# YOUR OBJECTIVE
Give only the number of lines in these records that contain the word "screenshot".

# EXCERPTED DATA
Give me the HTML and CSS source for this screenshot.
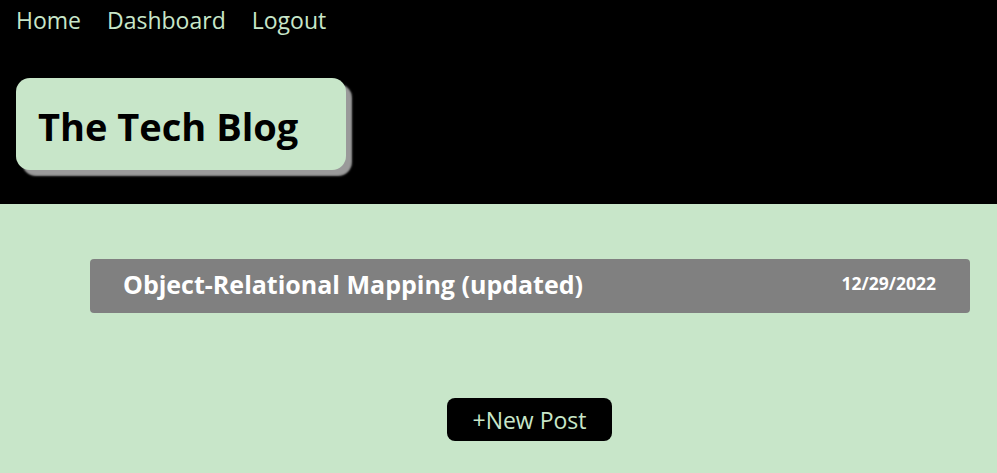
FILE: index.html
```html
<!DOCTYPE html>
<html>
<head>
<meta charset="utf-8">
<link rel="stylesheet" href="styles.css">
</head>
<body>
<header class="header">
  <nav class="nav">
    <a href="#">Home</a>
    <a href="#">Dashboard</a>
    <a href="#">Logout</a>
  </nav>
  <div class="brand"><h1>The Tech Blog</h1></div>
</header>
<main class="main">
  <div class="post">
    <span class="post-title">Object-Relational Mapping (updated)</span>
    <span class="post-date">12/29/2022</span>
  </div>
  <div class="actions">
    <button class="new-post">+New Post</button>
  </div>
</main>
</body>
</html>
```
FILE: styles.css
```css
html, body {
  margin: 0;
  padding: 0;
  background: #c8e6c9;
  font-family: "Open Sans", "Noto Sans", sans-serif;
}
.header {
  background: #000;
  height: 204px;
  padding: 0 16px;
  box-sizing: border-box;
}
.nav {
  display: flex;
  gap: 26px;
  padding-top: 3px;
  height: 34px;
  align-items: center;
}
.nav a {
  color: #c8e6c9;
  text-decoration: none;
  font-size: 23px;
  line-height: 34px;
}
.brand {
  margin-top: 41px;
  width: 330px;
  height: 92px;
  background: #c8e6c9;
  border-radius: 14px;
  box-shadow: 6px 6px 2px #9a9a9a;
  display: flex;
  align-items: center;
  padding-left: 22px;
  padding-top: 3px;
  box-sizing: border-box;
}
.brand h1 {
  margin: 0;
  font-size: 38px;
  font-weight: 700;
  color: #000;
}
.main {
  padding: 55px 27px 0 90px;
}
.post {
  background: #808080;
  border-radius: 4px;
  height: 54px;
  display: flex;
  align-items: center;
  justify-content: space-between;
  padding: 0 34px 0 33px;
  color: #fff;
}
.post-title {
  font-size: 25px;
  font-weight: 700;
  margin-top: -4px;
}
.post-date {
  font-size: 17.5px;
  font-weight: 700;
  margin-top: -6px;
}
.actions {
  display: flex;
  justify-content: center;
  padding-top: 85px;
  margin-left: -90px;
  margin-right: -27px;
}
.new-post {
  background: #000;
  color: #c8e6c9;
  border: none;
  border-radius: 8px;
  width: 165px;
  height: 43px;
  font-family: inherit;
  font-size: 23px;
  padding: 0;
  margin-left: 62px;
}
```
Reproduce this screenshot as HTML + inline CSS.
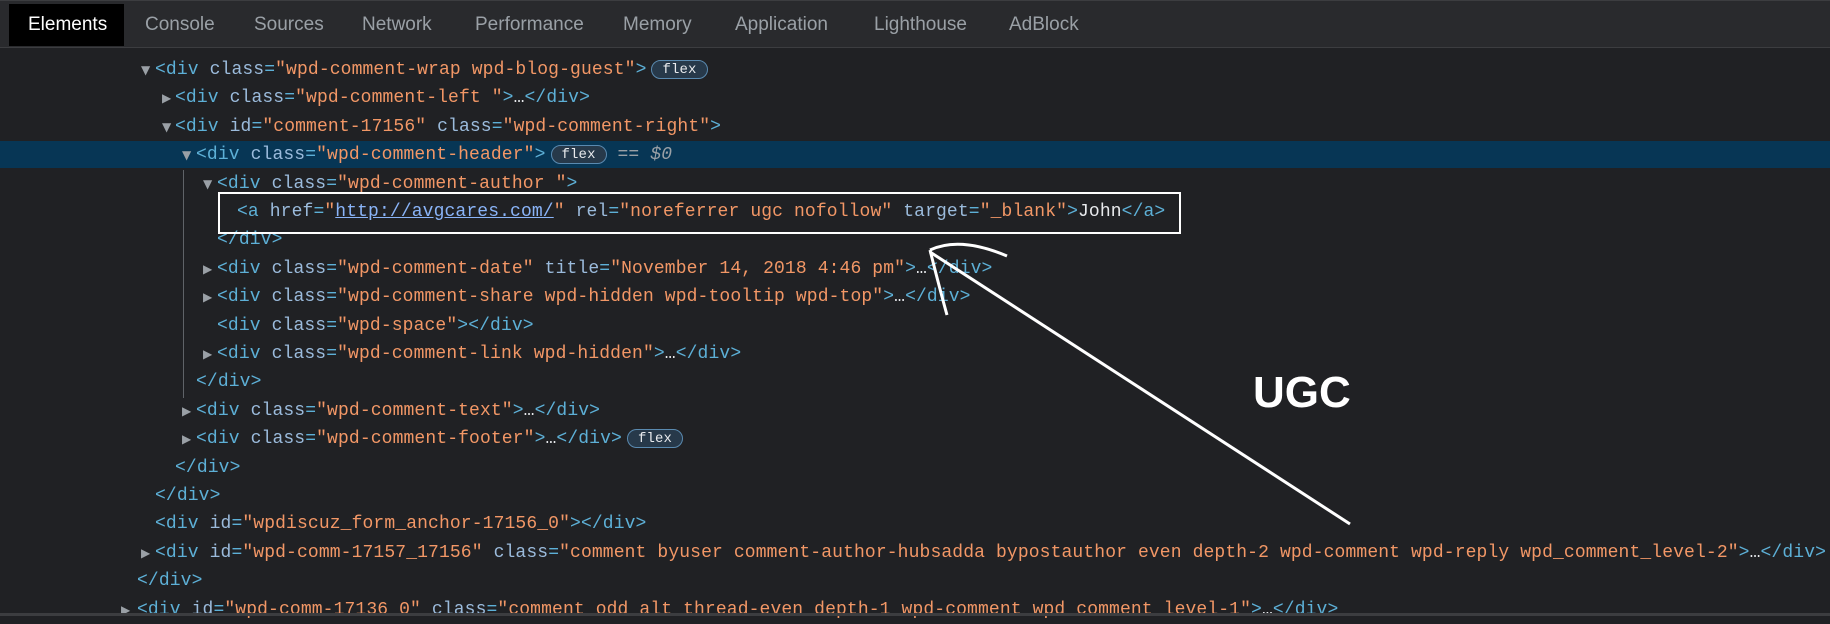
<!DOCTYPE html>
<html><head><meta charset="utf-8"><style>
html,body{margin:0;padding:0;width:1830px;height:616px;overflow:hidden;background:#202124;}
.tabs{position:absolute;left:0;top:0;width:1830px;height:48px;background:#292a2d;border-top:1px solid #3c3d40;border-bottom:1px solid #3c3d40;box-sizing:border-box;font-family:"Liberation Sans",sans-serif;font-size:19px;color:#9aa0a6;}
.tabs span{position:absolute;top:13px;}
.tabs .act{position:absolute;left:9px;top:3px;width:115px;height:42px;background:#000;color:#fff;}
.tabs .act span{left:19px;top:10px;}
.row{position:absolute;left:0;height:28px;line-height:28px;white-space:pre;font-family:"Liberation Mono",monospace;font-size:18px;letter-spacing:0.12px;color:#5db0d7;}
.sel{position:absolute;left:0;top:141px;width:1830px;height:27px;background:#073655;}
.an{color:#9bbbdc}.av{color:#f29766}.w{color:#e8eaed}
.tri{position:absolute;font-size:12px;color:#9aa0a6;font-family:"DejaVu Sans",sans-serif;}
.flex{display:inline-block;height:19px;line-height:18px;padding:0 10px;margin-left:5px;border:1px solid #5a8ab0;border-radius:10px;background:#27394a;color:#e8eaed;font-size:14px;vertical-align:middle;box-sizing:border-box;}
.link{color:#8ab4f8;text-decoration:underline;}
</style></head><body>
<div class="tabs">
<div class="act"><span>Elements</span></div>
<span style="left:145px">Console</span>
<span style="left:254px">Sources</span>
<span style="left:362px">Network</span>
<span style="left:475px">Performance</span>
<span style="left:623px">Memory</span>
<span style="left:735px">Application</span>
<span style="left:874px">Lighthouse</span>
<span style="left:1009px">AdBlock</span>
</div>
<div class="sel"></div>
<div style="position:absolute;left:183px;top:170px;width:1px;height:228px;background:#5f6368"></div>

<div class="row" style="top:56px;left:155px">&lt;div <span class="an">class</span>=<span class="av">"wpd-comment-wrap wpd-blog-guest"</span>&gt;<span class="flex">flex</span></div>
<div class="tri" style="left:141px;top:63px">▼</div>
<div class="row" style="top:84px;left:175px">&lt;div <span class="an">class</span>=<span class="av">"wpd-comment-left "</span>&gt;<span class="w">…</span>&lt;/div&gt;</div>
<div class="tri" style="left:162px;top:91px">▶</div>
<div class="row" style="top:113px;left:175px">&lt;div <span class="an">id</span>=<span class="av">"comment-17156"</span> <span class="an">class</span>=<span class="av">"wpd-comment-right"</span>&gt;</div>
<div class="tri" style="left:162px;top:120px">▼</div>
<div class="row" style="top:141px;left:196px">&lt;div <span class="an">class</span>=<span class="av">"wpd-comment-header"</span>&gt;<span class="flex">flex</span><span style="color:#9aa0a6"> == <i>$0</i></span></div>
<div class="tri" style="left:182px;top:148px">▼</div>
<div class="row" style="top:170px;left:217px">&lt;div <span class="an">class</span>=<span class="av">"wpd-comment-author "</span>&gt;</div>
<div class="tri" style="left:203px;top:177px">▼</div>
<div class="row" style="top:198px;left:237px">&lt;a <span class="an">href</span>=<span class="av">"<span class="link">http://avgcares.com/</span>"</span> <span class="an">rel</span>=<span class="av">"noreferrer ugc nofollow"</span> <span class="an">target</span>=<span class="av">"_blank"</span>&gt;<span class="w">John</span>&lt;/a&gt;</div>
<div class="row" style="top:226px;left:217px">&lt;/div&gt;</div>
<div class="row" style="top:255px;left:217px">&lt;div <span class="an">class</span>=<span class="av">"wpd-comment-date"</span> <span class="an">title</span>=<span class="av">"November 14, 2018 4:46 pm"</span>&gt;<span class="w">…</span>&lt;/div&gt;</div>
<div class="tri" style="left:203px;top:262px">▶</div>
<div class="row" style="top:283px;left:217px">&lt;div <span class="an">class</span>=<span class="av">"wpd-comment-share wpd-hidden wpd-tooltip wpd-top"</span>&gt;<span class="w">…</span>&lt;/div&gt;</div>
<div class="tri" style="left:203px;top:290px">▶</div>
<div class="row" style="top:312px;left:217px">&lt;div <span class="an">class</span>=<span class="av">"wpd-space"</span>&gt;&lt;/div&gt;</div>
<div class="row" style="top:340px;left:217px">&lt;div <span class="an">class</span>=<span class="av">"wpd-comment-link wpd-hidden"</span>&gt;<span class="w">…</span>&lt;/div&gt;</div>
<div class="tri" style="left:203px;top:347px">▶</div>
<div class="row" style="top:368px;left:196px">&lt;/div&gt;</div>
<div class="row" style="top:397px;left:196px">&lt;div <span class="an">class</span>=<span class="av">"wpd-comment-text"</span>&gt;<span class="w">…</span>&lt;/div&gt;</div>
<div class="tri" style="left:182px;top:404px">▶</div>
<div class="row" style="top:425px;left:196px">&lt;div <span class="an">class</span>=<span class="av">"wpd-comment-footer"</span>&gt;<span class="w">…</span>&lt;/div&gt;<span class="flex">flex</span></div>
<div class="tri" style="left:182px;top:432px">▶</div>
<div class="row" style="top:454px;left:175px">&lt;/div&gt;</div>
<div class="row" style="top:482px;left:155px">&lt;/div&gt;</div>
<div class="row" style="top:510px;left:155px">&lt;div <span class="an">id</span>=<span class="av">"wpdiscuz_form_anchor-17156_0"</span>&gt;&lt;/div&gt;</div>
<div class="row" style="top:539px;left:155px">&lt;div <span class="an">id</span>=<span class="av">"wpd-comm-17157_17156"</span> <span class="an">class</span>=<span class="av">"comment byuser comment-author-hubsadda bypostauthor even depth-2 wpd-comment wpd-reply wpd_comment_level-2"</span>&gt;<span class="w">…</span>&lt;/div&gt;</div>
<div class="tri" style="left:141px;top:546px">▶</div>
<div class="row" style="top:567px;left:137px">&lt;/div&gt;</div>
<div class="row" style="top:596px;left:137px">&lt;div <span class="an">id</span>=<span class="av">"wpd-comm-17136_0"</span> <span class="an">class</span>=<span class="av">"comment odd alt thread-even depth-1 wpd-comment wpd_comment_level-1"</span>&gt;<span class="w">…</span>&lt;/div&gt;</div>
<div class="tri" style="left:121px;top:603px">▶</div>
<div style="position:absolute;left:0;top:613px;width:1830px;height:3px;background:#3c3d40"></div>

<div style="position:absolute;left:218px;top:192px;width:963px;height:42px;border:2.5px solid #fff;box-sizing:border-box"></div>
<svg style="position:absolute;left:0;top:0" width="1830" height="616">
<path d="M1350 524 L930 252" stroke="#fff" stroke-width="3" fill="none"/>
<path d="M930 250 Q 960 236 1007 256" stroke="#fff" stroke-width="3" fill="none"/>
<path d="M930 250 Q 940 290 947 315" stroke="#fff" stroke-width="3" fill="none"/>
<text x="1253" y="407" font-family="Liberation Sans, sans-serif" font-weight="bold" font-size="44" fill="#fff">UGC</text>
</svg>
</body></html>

# RESPONSE TO THIS TASK
2